William Gilmer Bray (June 17, 1903 – June 4, 1979) was an American lawyer and World War II veteran who served twelve terms as a Republican member of the United States House of Representatives from Indiana from 1951 to 1975.

Early life and career 
Born on a farm near Mooresville, Indiana, Bray attended the public schools of Mooresville, Indiana.
He graduated from Indiana University Law School at Bloomington in 1927 and was admitted to the bar the same year.
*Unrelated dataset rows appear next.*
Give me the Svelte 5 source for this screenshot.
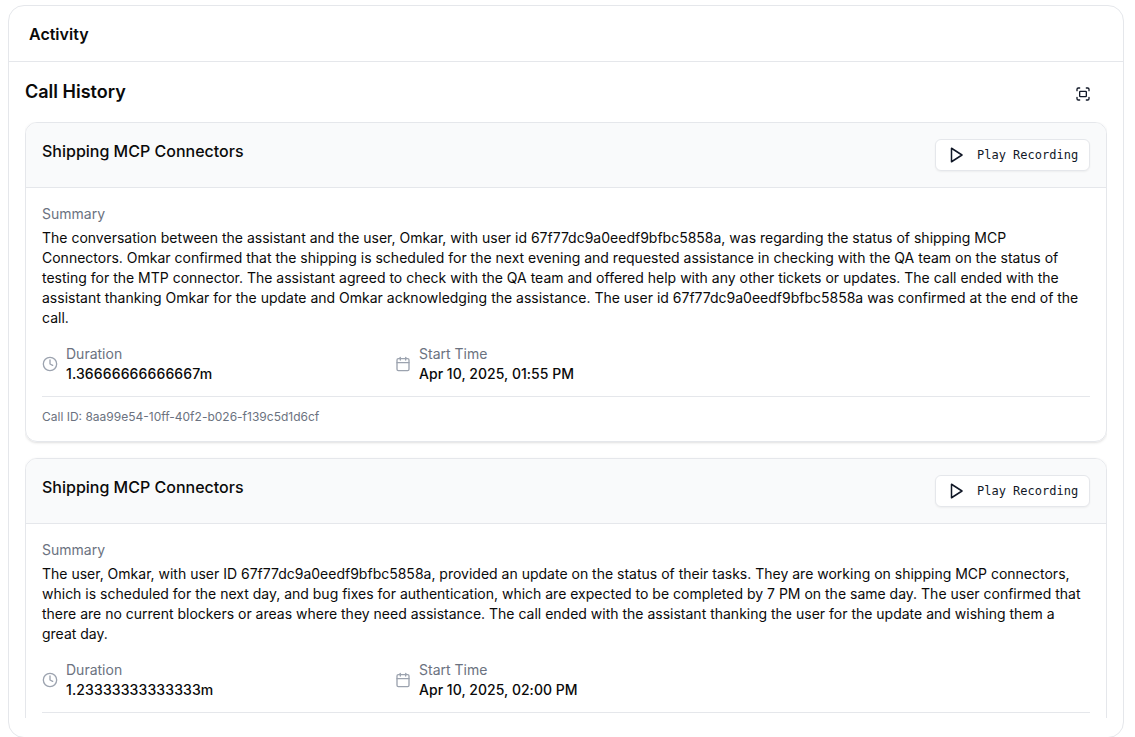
<script>
	const calls = [
		{
			title: 'Shipping MCP Connectors',
			summary:
				'The conversation between the assistant and the user, Omkar, with user id 67f77dc9a0eedf9bfbc5858a, was regarding the status of shipping MCP Connectors. Omkar confirmed that the shipping is scheduled for the next evening and requested assistance in checking with the QA team on the status of testing for the MTP connector. The assistant agreed to check with the QA team and offered help with any other tickets or updates. The call ended with the assistant thanking Omkar for the update and Omkar acknowledging the assistance. The user id 67f77dc9a0eedf9bfbc5858a was confirmed at the end of the call.',
			duration: '1.36666666666667m',
			start: 'Apr 10, 2025, 01:55 PM',
			id: '8aa99e54-10ff-40f2-b026-f139c5d1d6cf'
		},
		{
			title: 'Shipping MCP Connectors',
			summary:
				'The user, Omkar, with user ID 67f77dc9a0eedf9bfbc5858a, provided an update on the status of their tasks. They are working on shipping MCP connectors, which is scheduled for the next day, and bug fixes for authentication, which are expected to be completed by 7 PM on the same day. The user confirmed that there are no current blockers or areas where they need assistance. The call ended with the assistant thanking the user for the update and wishing them a great day.',
			duration: '1.23333333333333m',
			start: 'Apr 10, 2025, 02:00 PM'
		}
	];
</script>

<div class="panel">
	<header class="panel-header">Activity</header>
	<div class="panel-body">
		<div class="history-head">
			<h2>Call History</h2>
			<button class="icon-btn" type="button" aria-label="Fullscreen">
				<svg width="16" height="16" viewBox="0 0 24 24" fill="none" stroke="currentColor" stroke-width="2" stroke-linecap="round" stroke-linejoin="round">
					<path d="M3 7V5a2 2 0 0 1 2-2h2" />
					<path d="M17 3h2a2 2 0 0 1 2 2v2" />
					<path d="M21 17v2a2 2 0 0 1-2 2h-2" />
					<path d="M7 21H5a2 2 0 0 1-2-2v-2" />
					<rect x="7" y="8" width="10" height="8" rx="1" />
				</svg>
			</button>
		</div>
		<div class="call-list">
			{#each calls as call}
				<article class="call">
					<div class="call-head">
						<h3>{call.title}</h3>
						<button class="play" type="button">
							<svg width="18" height="18" viewBox="0 0 24 24" fill="none" stroke="currentColor" stroke-width="2" stroke-linecap="round" stroke-linejoin="round">
								<polygon points="6 3 20 12 6 21 6 3" />
							</svg>
							<span>Play Recording</span>
						</button>
					</div>
					<div class="call-body">
						<div class="label">Summary</div>
						<p class="summary">{call.summary}</p>
						<div class="meta">
							<div class="meta-item">
								<svg width="16" height="16" viewBox="0 0 24 24" fill="none" stroke="currentColor" stroke-width="2" stroke-linecap="round" stroke-linejoin="round">
									<circle cx="12" cy="12" r="10" />
									<polyline points="12 6 12 12 16 14" />
								</svg>
								<div>
									<div class="label">Duration</div>
									<div class="value duration">{call.duration}</div>
								</div>
							</div>
							<div class="meta-item">
								<svg width="16" height="16" viewBox="0 0 24 24" fill="none" stroke="currentColor" stroke-width="2" stroke-linecap="round" stroke-linejoin="round">
									<path d="M8 2v4" />
									<path d="M16 2v4" />
									<rect x="3" y="4" width="18" height="18" rx="2" />
									<path d="M3 10h18" />
								</svg>
								<div>
									<div class="label">Start Time</div>
									<div class="value">{call.start}</div>
								</div>
							</div>
						</div>
						{#if call.id}
							<div class="call-id">Call ID: {call.id}</div>
						{/if}
					</div>
				</article>
			{/each}
		</div>
	</div>
</div>

<style>
	:global(body) {
		background: #fff;
		overflow: hidden;
	}

	.panel {
		box-sizing: border-box;
		width: 1116px;
		height: 733px;
		margin: 5px 0 0 8px;
		display: flex;
		flex-direction: column;
		border: 1px solid #e5e7eb;
		border-radius: 16px;
		font-family: Inter, sans-serif;
		color: #0a0a0a;
		background: #fff;
	}

	.panel-header {
		height: 56px;
		flex-shrink: 0;
		box-sizing: border-box;
		padding: 0 20px;
		display: flex;
		align-items: center;
		border-bottom: 1px solid #e5e7eb;
		font-size: 16px;
		font-weight: 600;
	}

	.panel-body {
		flex: 1;
		min-height: 0;
		display: flex;
		flex-direction: column;
		padding: 16px 16px 19px;
		overflow: hidden;
	}

	.history-head {
		display: flex;
		justify-content: space-between;
		align-items: center;
		height: 28px;
		margin-bottom: 16px;
		flex-shrink: 0;
	}

	h2 {
		margin: 0;
		font-size: 18px;
		line-height: 28px;
		font-weight: 600;
	}

	.icon-btn {
		width: 32px;
		height: 32px;
		margin: 4px 8px 0 0;
		padding: 0;
		display: flex;
		align-items: center;
		justify-content: center;
		border: none;
		background: none;
		color: #111827;
	}

	.call-list {
		flex: 1;
		min-height: 0;
		overflow: hidden;
		display: flex;
		flex-direction: column;
		gap: 16px;
	}

	.call {
		flex-shrink: 0;
		margin: 0;
		border: 1px solid #e5e7eb;
		border-radius: 12px;
		box-shadow: 0 1px 3px rgba(0, 0, 0, 0.1), 0 1px 2px -1px rgba(0, 0, 0, 0.1);
		overflow: hidden;
	}

	.call-head {
		height: 64px;
		padding: 0 16px;
		display: flex;
		justify-content: space-between;
		align-items: flex-start;
		background: #f9fafb;
		border-bottom: 1px solid #e5e7eb;
	}

	h3 {
		margin: 16px 0 0;
		font-size: 16px;
		line-height: 24px;
		font-weight: 500;
	}

	.play {
		margin-top: 16px;
		height: 32px;
		width: 155px;
		padding: 0 11px;
		display: flex;
		align-items: center;
		gap: 12px;
		background: #fff;
		border: 1px solid #e5e7eb;
		border-radius: 6px;
		box-shadow: 0 1px 2px rgba(0, 0, 0, 0.05);
		color: #111827;
		font-family: "DejaVu Sans Mono", monospace;
		font-size: 12px;
		white-space: nowrap;
		box-sizing: border-box;
	}

	.play svg {
		flex-shrink: 0;
	}

	.call-body {
		padding: 16px;
	}

	.label {
		font-size: 14px;
		line-height: 20px;
		color: #6b7280;
	}

	.summary {
		margin: 4px 0 0;
		font-size: 14px;
		line-height: 20px;
		color: #0a0a0a;
	}

	.meta {
		display: grid;
		grid-template-columns: 337px 1fr;
		gap: 16px;
		margin-top: 16px;
		padding-bottom: 12px;
		border-bottom: 1px solid #e5e7eb;
	}

	.meta-item {
		display: flex;
		align-items: center;
		gap: 8px;
		color: #9ca3af;
	}

	.value {
		font-size: 14px;
		line-height: 20px;
		font-weight: 500;
		letter-spacing: 0.03px;
		color: #0a0a0a;
	}

	.duration {
		letter-spacing: 0.13px;
	}

	.call-id {
		margin-top: 12px;
		font-size: 12px;
		line-height: 16px;
		color: #6b7280;
	}
</style>
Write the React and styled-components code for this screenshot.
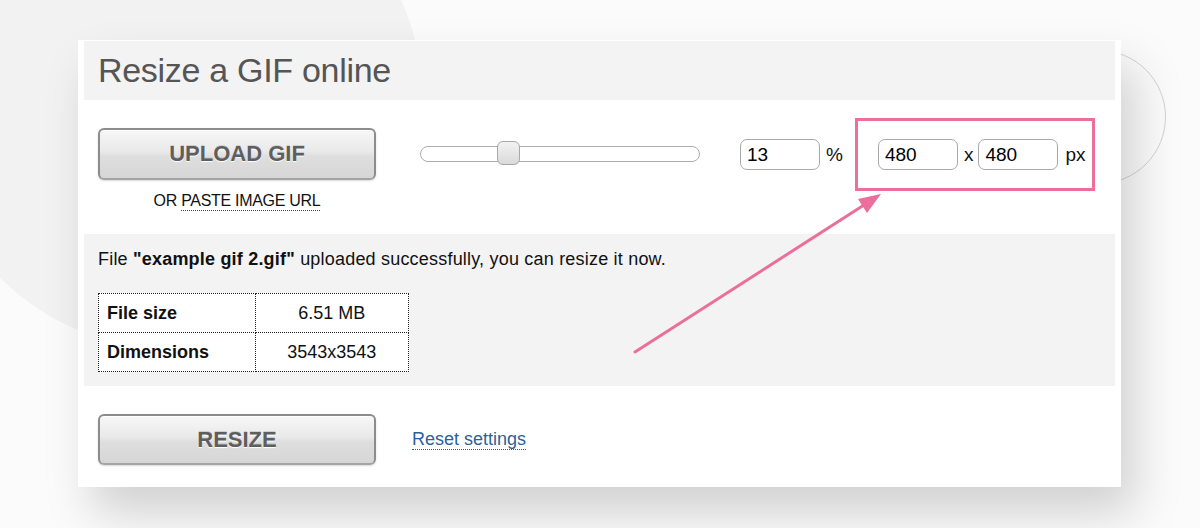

He served as prosecuting attorney of the fifteenth judicial district of Indiana, Martinsville, Indiana, from 1926 to 1930.
He commenced the private practice of law in Martinsville, Indiana, in 1930.

World War II 
Called to active duty from the US Army Reserve June 21, 1941, with the rank of captain and served with a tank company throughout the Pacific campaign, receiving the Silver Star.

Post-war career
After the war, he was transferred to Military Government and served nine months in Korea as deputy property custodian.
Bray was released from active duty in November 1946 with the rank of colonel.
He returned to private law practice in Martinsville, Indiana.

Congress 
Bray was elected as a Republican to the Eighty-second and to the eleven succeeding Congresses (January 3, 1951 – January 3, 1975).

Bray voted in favor of the Civil Rights Acts of 1957, 1960, 1964, and 1968, as well as the 24th Amendment to the U.S. Constitution and the Voting Rights Act of 1965.
He was an unsuccessful candidate for reelection in 1974 to the Ninety-fourth Congress.

Later career and death 
He resumed the practice of law following his defeat.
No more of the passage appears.